**AIM OF THE EXERCISE:**
Repeat the records below exactly, leaving out every picture.

* begin ENTRIES SHOWN *

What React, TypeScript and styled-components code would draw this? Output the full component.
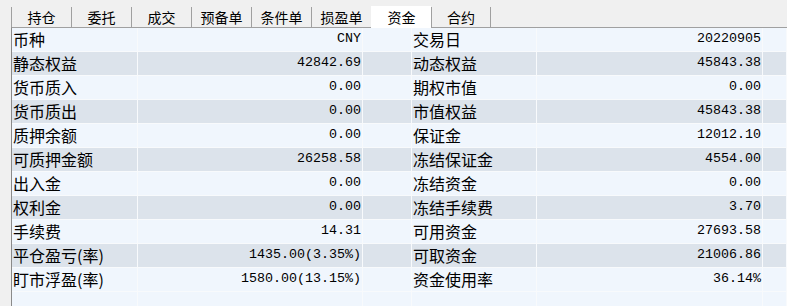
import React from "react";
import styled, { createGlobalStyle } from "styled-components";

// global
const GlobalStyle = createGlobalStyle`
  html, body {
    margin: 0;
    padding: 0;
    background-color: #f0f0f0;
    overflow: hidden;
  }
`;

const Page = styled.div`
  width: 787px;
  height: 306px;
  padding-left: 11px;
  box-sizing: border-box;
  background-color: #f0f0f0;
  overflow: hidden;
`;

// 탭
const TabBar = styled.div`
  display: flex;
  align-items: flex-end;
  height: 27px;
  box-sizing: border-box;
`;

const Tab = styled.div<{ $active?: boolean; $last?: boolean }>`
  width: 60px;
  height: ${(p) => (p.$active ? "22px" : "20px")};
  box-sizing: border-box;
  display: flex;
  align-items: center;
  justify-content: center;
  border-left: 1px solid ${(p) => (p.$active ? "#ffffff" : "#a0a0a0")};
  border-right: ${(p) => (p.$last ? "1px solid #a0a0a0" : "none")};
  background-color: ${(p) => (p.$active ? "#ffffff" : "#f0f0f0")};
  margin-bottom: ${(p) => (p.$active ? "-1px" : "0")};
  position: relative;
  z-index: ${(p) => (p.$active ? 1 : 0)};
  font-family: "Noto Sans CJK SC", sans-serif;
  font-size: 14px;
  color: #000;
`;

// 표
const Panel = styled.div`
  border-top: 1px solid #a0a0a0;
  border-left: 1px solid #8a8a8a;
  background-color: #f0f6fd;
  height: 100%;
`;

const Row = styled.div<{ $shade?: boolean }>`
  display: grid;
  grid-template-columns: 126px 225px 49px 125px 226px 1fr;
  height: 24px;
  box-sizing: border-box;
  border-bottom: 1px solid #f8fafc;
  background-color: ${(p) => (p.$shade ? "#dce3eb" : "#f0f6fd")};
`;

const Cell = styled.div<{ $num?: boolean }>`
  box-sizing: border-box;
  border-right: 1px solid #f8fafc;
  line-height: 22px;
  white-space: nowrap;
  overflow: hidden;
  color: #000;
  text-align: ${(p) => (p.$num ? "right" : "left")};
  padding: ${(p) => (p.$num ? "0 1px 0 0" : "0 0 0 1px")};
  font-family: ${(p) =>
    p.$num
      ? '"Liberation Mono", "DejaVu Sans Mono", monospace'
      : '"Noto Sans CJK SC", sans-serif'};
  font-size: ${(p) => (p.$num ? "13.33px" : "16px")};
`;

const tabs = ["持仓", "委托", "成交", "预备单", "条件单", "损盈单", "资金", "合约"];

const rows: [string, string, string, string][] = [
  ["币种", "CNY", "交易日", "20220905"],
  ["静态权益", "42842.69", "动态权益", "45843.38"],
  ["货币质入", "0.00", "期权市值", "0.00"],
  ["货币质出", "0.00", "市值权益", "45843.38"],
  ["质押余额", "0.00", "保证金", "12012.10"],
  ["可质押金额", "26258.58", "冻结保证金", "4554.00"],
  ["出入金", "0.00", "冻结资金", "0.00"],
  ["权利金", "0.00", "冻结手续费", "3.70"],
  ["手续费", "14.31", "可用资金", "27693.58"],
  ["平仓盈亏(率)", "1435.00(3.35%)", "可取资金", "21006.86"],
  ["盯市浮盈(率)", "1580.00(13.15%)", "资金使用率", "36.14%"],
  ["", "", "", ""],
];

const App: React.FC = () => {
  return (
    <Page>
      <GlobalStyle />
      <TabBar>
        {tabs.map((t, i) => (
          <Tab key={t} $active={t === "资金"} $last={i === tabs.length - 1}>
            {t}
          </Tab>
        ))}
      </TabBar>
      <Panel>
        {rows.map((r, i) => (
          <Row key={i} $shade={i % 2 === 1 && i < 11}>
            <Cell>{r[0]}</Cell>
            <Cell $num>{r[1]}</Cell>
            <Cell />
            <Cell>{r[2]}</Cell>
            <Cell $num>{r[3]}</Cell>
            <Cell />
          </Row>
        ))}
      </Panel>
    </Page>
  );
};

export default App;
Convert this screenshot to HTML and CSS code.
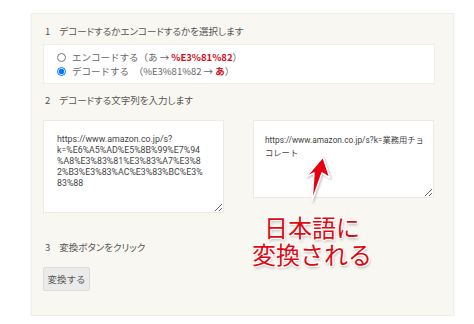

* end ENTRIES SHOWN *

**FULL SOLUTION:**
What React, TypeScript and styled-components code would draw this? Output the full component.
import React from "react";
import styled, { createGlobalStyle } from "styled-components";

// global
const GlobalStyle = createGlobalStyle`
  html, body {
    margin: 0;
    padding: 0;
    background-color: #f0f0f0;
    overflow: hidden;
  }
`;

const Page = styled.div`
  width: 787px;
  height: 306px;
  padding-left: 11px;
  box-sizing: border-box;
  background-color: #f0f0f0;
  overflow: hidden;
`;

// 탭
const TabBar = styled.div`
  display: flex;
  align-items: flex-end;
  height: 27px;
  box-sizing: border-box;
`;

const Tab = styled.div<{ $active?: boolean; $last?: boolean }>`
  width: 60px;
  height: ${(p) => (p.$active ? "22px" : "20px")};
  box-sizing: border-box;
  display: flex;
  align-items: center;
  justify-content: center;
  border-left: 1px solid ${(p) => (p.$active ? "#ffffff" : "#a0a0a0")};
  border-right: ${(p) => (p.$last ? "1px solid #a0a0a0" : "none")};
  background-color: ${(p) => (p.$active ? "#ffffff" : "#f0f0f0")};
  margin-bottom: ${(p) => (p.$active ? "-1px" : "0")};
  position: relative;
  z-index: ${(p) => (p.$active ? 1 : 0)};
  font-family: "Noto Sans CJK SC", sans-serif;
  font-size: 14px;
  color: #000;
`;

// 표
const Panel = styled.div`
  border-top: 1px solid #a0a0a0;
  border-left: 1px solid #8a8a8a;
  background-color: #f0f6fd;
  height: 100%;
`;

const Row = styled.div<{ $shade?: boolean }>`
  display: grid;
  grid-template-columns: 126px 225px 49px 125px 226px 1fr;
  height: 24px;
  box-sizing: border-box;
  border-bottom: 1px solid #f8fafc;
  background-color: ${(p) => (p.$shade ? "#dce3eb" : "#f0f6fd")};
`;

const Cell = styled.div<{ $num?: boolean }>`
  box-sizing: border-box;
  border-right: 1px solid #f8fafc;
  line-height: 22px;
  white-space: nowrap;
  overflow: hidden;
  color: #000;
  text-align: ${(p) => (p.$num ? "right" : "left")};
  padding: ${(p) => (p.$num ? "0 1px 0 0" : "0 0 0 1px")};
  font-family: ${(p) =>
    p.$num
      ? '"Liberation Mono", "DejaVu Sans Mono", monospace'
      : '"Noto Sans CJK SC", sans-serif'};
  font-size: ${(p) => (p.$num ? "13.33px" : "16px")};
`;

const tabs = ["持仓", "委托", "成交", "预备单", "条件单", "损盈单", "资金", "合约"];

const rows: [string, string, string, string][] = [
  ["币种", "CNY", "交易日", "20220905"],
  ["静态权益", "42842.69", "动态权益", "45843.38"],
  ["货币质入", "0.00", "期权市值", "0.00"],
  ["货币质出", "0.00", "市值权益", "45843.38"],
  ["质押余额", "0.00", "保证金", "12012.10"],
  ["可质押金额", "26258.58", "冻结保证金", "4554.00"],
  ["出入金", "0.00", "冻结资金", "0.00"],
  ["权利金", "0.00", "冻结手续费", "3.70"],
  ["手续费", "14.31", "可用资金", "27693.58"],
  ["平仓盈亏(率)", "1435.00(3.35%)", "可取资金", "21006.86"],
  ["盯市浮盈(率)", "1580.00(13.15%)", "资金使用率", "36.14%"],
  ["", "", "", ""],
];

const App: React.FC = () => {
  return (
    <Page>
      <GlobalStyle />
      <TabBar>
        {tabs.map((t, i) => (
          <Tab key={t} $active={t === "资金"} $last={i === tabs.length - 1}>
            {t}
          </Tab>
        ))}
      </TabBar>
      <Panel>
        {rows.map((r, i) => (
          <Row key={i} $shade={i % 2 === 1 && i < 11}>
            <Cell>{r[0]}</Cell>
            <Cell $num>{r[1]}</Cell>
            <Cell />
            <Cell>{r[2]}</Cell>
            <Cell $num>{r[3]}</Cell>
            <Cell />
          </Row>
        ))}
      </Panel>
    </Page>
  );
};

export default App;
Convert this screenshot to HTML and CSS code.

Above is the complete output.